**SET EXERCISE:**
Copy each line of the data below exactly, leaving out pictures.

[start]

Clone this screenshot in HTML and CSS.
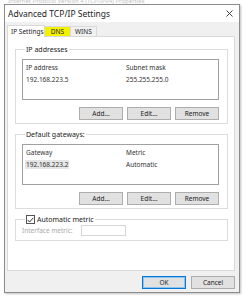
FILE: index.html
```html
<!DOCTYPE html>
<html>
<head>
<meta charset="utf-8">
<link rel="stylesheet" href="styles.css">
</head>
<body>
<div class="desk">
  <div class="parent-title">Internet Protocol Version 4 (TCP/IPv4) Properties</div>
  <div class="dialog">
    <div class="titlebar">
      <span class="title">Advanced TCP/IP Settings</span>
      <svg class="close" width="7" height="7" viewBox="0 0 7 7"><path d="M0.5 0.5 L6.5 6.5 M6.5 0.5 L0.5 6.5" stroke="#333" stroke-width="0.9"/></svg>
    </div>
    <div class="client">
      <div class="tabs">
        <div class="tab active">IP Settings</div>
        <div class="tab dns">DNS</div>
        <div class="tab">WINS</div>
      </div>
      <div class="panel">
        <fieldset class="group g1">
          <legend>IP addresses</legend>
          <div class="list">
            <div class="row head"><span class="c1">IP address</span><span class="c2">Subnet mask</span></div>
            <div class="row"><span class="c1">192.168.223.5</span><span class="c2">255.255.255.0</span></div>
          </div>
          <div class="btns">
            <button class="btn">Add...</button>
            <button class="btn">Edit...</button>
            <button class="btn">Remove</button>
          </div>
        </fieldset>
        <fieldset class="group g2">
          <legend>Default gateways:</legend>
          <div class="list">
            <div class="row head"><span class="c1">Gateway</span><span class="c2">Metric</span></div>
            <div class="row"><span class="c1"><span class="sel">192.168.223.2</span></span><span class="c2">Automatic</span></div>
          </div>
          <div class="btns">
            <button class="btn">Add...</button>
            <button class="btn">Edit...</button>
            <button class="btn">Remove</button>
          </div>
        </fieldset>
        <fieldset class="group g3">
          <legend><span class="chk"><svg width="7" height="6" viewBox="0 0 7 6"><path d="M0.7 3 L2.6 5 L6.3 0.8" fill="none" stroke="#333" stroke-width="1"/></svg></span>Automatic metric</legend>
          <div class="metric">
            <span class="mlabel">Interface metric:</span>
            <span class="minput"></span>
          </div>
        </fieldset>
      </div>
      <div class="footer">
        <button class="btn ok">OK</button>
        <button class="btn">Cancel</button>
      </div>
    </div>
  </div>
</div>
</body>
</html>
```

FILE: styles.css
```css
* { box-sizing: border-box; }
html, body { margin: 0; padding: 0; }
body {
  background: #fff;
  font-family: "Noto Sans", "DejaVu Sans", sans-serif;
  width: 251px;
  height: 300px;
  overflow: hidden;
}
.desk {
  position: relative;
  height: 300px;
  padding: 4px 0 0 4px;
  background: #fff;
}
.parent-title {
  position: absolute;
  top: -2px;
  left: 8px;
  font-size: 6px;
  line-height: 6px;
  color: #c4c4c4;
  white-space: nowrap;
}
.dialog {
  position: relative;
  width: 236px;
  height: 289px;
  border: 1px solid #8c8c8c;
  background: #f0f0f0;
  box-shadow: 1px 1px 2px rgba(0,0,0,0.25);
  display: flex;
  flex-direction: column;
}
.titlebar {
  height: 17px;
  background: #fff;
  display: flex;
  align-items: center;
  justify-content: space-between;
  padding: 0 6px 1px 3px;
}
.title {
  font-size: 8.5px;
  color: #222;
}
.close { display: block; }
.client {
  flex: 1;
  padding: 3px 4px 3px 2px;
  display: flex;
  flex-direction: column;
}
.tabs {
  display: flex;
  align-items: flex-end;
  height: 11px;
  position: relative;
  z-index: 1;
}
.tab {
  font-size: 6.5px;
  color: #222;
  height: 10px;
  line-height: 9px;
  padding: 0 4px;
  border: 1px solid #d9d9d9;
  border-bottom: none;
  background: #f0f0f0;
  margin-left: -1px;
  white-space: nowrap;
}
.tab.active {
  height: 12px;
  margin-left: 0;
  margin-bottom: -1px;
  background: #fff;
  line-height: 11px;
  padding: 0 3px;
  width: 38px;
}
.tab.dns {
  background: #f2f200;
  width: 27px;
  text-align: center;
}
.panel {
  height: 235px;
  background: #fff;
  border: 1px solid #d9d9d9;
  padding: 8px 6px 0 7px;
  display: flex;
  flex-direction: column;
}
.group {
  margin: 0;
  border: 1px solid #dcdcdc;
  padding: 0 8px 0 6px;
  min-width: 0;
}
.group legend {
  font-size: 7px;
  color: #222;
  padding: 0 1px;
  margin-left: 3px;
  line-height: 9px;
  display: flex;
  align-items: center;
}
.g2 { margin-top: 6px; }
.g3 { margin-top: 6px; }
.list {
  margin-top: 5px;
  height: 41px;
  border: 1px solid #a0a0a0;
  padding: 2px 0 0 3px;
  font-size: 6.5px;
  color: #333;
}
.row {
  display: flex;
  height: 11px;
  align-items: center;
}
.row.head { height: 10px; }
.row + .row { margin-top: 2px; }
.c1 { width: 100px; }
.c2 { flex: 1; }
.sel {
  background: #e5e5e5;
  padding: 0 1px;
  margin-left: -1px;
}
.btns {
  display: flex;
  justify-content: flex-end;
  gap: 4px;
  margin: 7px 0 3px;
}
.btn {
  width: 44px;
  height: 13px;
  padding: 0;
  margin: 0;
  font-family: "Noto Sans", "DejaVu Sans", sans-serif;
  font-size: 6.5px;
  color: #222;
  background: #e1e1e1;
  border: 1px solid #adadad;
  border-radius: 0;
  line-height: 11px;
}
.chk {
  width: 9px;
  height: 9px;
  border: 1px solid #555;
  background: #fff;
  display: inline-flex;
  align-items: center;
  justify-content: center;
  margin-right: 2px;
}
.chk svg { display: block; }
.metric {
  display: flex;
  align-items: center;
  height: 16px;
  padding-bottom: 3px;
}
.mlabel {
  font-size: 6.5px;
  color: #a8a8a8;
  width: 59px;
}
.minput {
  width: 45px;
  height: 11px;
  border: 1px solid #d6d6d6;
  background: #fff;
}
.footer {
  display: flex;
  justify-content: flex-end;
  gap: 5px;
  margin-top: 5px;
}
.btn.ok {
  border: 1px solid #0078d7;
  box-shadow: inset 0 0 0 1px #8cc4ee;
}
```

[end]

**ANSWER TO THIS TASK:**
Clone this screenshot in HTML and CSS.
FILE: index.html
```html
<!DOCTYPE html>
<html>
<head>
<meta charset="utf-8">
<link rel="stylesheet" href="styles.css">
</head>
<body>
<div class="desk">
  <div class="parent-title">Internet Protocol Version 4 (TCP/IPv4) Properties</div>
  <div class="dialog">
    <div class="titlebar">
      <span class="title">Advanced TCP/IP Settings</span>
      <svg class="close" width="7" height="7" viewBox="0 0 7 7"><path d="M0.5 0.5 L6.5 6.5 M6.5 0.5 L0.5 6.5" stroke="#333" stroke-width="0.9"/></svg>
    </div>
    <div class="client">
      <div class="tabs">
        <div class="tab active">IP Settings</div>
        <div class="tab dns">DNS</div>
        <div class="tab">WINS</div>
      </div>
      <div class="panel">
        <fieldset class="group g1">
          <legend>IP addresses</legend>
          <div class="list">
            <div class="row head"><span class="c1">IP address</span><span class="c2">Subnet mask</span></div>
            <div class="row"><span class="c1">192.168.223.5</span><span class="c2">255.255.255.0</span></div>
          </div>
          <div class="btns">
            <button class="btn">Add...</button>
            <button class="btn">Edit...</button>
            <button class="btn">Remove</button>
          </div>
        </fieldset>
        <fieldset class="group g2">
          <legend>Default gateways:</legend>
          <div class="list">
            <div class="row head"><span class="c1">Gateway</span><span class="c2">Metric</span></div>
            <div class="row"><span class="c1"><span class="sel">192.168.223.2</span></span><span class="c2">Automatic</span></div>
          </div>
          <div class="btns">
            <button class="btn">Add...</button>
            <button class="btn">Edit...</button>
            <button class="btn">Remove</button>
          </div>
        </fieldset>
        <fieldset class="group g3">
          <legend><span class="chk"><svg width="7" height="6" viewBox="0 0 7 6"><path d="M0.7 3 L2.6 5 L6.3 0.8" fill="none" stroke="#333" stroke-width="1"/></svg></span>Automatic metric</legend>
          <div class="metric">
            <span class="mlabel">Interface metric:</span>
            <span class="minput"></span>
          </div>
        </fieldset>
      </div>
      <div class="footer">
        <button class="btn ok">OK</button>
        <button class="btn">Cancel</button>
      </div>
    </div>
  </div>
</div>
</body>
</html>
```

FILE: styles.css
```css
* { box-sizing: border-box; }
html, body { margin: 0; padding: 0; }
body {
  background: #fff;
  font-family: "Noto Sans", "DejaVu Sans", sans-serif;
  width: 251px;
  height: 300px;
  overflow: hidden;
}
.desk {
  position: relative;
  height: 300px;
  padding: 4px 0 0 4px;
  background: #fff;
}
.parent-title {
  position: absolute;
  top: -2px;
  left: 8px;
  font-size: 6px;
  line-height: 6px;
  color: #c4c4c4;
  white-space: nowrap;
}
.dialog {
  position: relative;
  width: 236px;
  height: 289px;
  border: 1px solid #8c8c8c;
  background: #f0f0f0;
  box-shadow: 1px 1px 2px rgba(0,0,0,0.25);
  display: flex;
  flex-direction: column;
}
.titlebar {
  height: 17px;
  background: #fff;
  display: flex;
  align-items: center;
  justify-content: space-between;
  padding: 0 6px 1px 3px;
}
.title {
  font-size: 8.5px;
  color: #222;
}
.close { display: block; }
.client {
  flex: 1;
  padding: 3px 4px 3px 2px;
  display: flex;
  flex-direction: column;
}
.tabs {
  display: flex;
  align-items: flex-end;
  height: 11px;
  position: relative;
  z-index: 1;
}
.tab {
  font-size: 6.5px;
  color: #222;
  height: 10px;
  line-height: 9px;
  padding: 0 4px;
  border: 1px solid #d9d9d9;
  border-bottom: none;
  background: #f0f0f0;
  margin-left: -1px;
  white-space: nowrap;
}
.tab.active {
  height: 12px;
  margin-left: 0;
  margin-bottom: -1px;
  background: #fff;
  line-height: 11px;
  padding: 0 3px;
  width: 38px;
}
.tab.dns {
  background: #f2f200;
  width: 27px;
  text-align: center;
}
.panel {
  height: 235px;
  background: #fff;
  border: 1px solid #d9d9d9;
  padding: 8px 6px 0 7px;
  display: flex;
  flex-direction: column;
}
.group {
  margin: 0;
  border: 1px solid #dcdcdc;
  padding: 0 8px 0 6px;
  min-width: 0;
}
.group legend {
  font-size: 7px;
  color: #222;
  padding: 0 1px;
  margin-left: 3px;
  line-height: 9px;
  display: flex;
  align-items: center;
}
.g2 { margin-top: 6px; }
.g3 { margin-top: 6px; }
.list {
  margin-top: 5px;
  height: 41px;
  border: 1px solid #a0a0a0;
  padding: 2px 0 0 3px;
  font-size: 6.5px;
  color: #333;
}
.row {
  display: flex;
  height: 11px;
  align-items: center;
}
.row.head { height: 10px; }
.row + .row { margin-top: 2px; }
.c1 { width: 100px; }
.c2 { flex: 1; }
.sel {
  background: #e5e5e5;
  padding: 0 1px;
  margin-left: -1px;
}
.btns {
  display: flex;
  justify-content: flex-end;
  gap: 4px;
  margin: 7px 0 3px;
}
.btn {
  width: 44px;
  height: 13px;
  padding: 0;
  margin: 0;
  font-family: "Noto Sans", "DejaVu Sans", sans-serif;
  font-size: 6.5px;
  color: #222;
  background: #e1e1e1;
  border: 1px solid #adadad;
  border-radius: 0;
  line-height: 11px;
}
.chk {
  width: 9px;
  height: 9px;
  border: 1px solid #555;
  background: #fff;
  display: inline-flex;
  align-items: center;
  justify-content: center;
  margin-right: 2px;
}
.chk svg { display: block; }
.metric {
  display: flex;
  align-items: center;
  height: 16px;
  padding-bottom: 3px;
}
.mlabel {
  font-size: 6.5px;
  color: #a8a8a8;
  width: 59px;
}
.minput {
  width: 45px;
  height: 11px;
  border: 1px solid #d6d6d6;
  background: #fff;
}
.footer {
  display: flex;
  justify-content: flex-end;
  gap: 5px;
  margin-top: 5px;
}
.btn.ok {
  border: 1px solid #0078d7;
  box-shadow: inset 0 0 0 1px #8cc4ee;
}
```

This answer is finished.